NISHANT, CAN YOU HIGHLIGHT THE TRICKY PART IN THIS CONVERSATION AROUND MONEY, ARE YOU A MONEY MINDED PERSON AND IF YES WHYS IS THAT SO?
I call myself a money-minded person from a business point of view. It is essential to optimize the resources at hand in business. I can be a highly money-minded person then. If something can be done in less, I wouldn’t prefer paying more for the same result. Owning and running a business is no less than a dream for me. For that, being money minded is not wrong.
Since quality is our first preference my partner doesn’t mind spending more but for me, I would prefer if I can get things done for free (laughs).
Now, because of the pandemic we had to cut down a lot of costs, we have somehow found out ways to keep our regular services going on without spending much.
If you have money and it can bring ROI then the best option is to invest. To sum it up I believe I am money-minded but quality and customer satisfaction is my topmost priority.

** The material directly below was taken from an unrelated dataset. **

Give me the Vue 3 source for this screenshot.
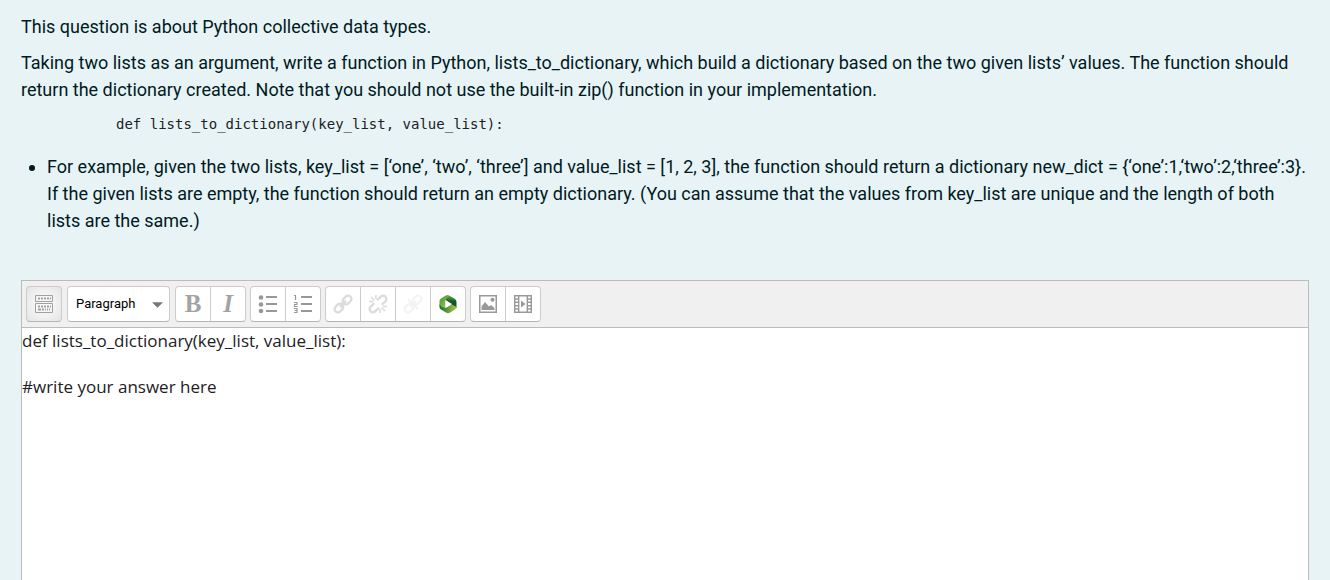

AT THE END OF THIS CONVERSATION WITH NISHANT TRIPATHI, I WOULD LIKE TO ASK YOU WHAT IS THE BUSINESS MANTRA THAT HELPED YOU IN ACHIEVING YOUR DREAM?
I would say if you are passionate about anything, just try to build a business around it.
If I cite my example, food primarily is not my passion, but managing and branding my own business was always my dream and passion. So, I am doing this job that feels amazing every day.
‘Only worry about things that are in your control’ with the closing words of Nishant. This conversation with Nishant Tripathi has given us another perspective of how things align when you are passionate enough. He reinstated our belief in hard work we are wrapping yet another insightful episode of BOSS. Nishant had what it takes to pursue and fulfil his dreams.
We are highly enthralled by this conversation with Nishant Tripathi and his journey on our show.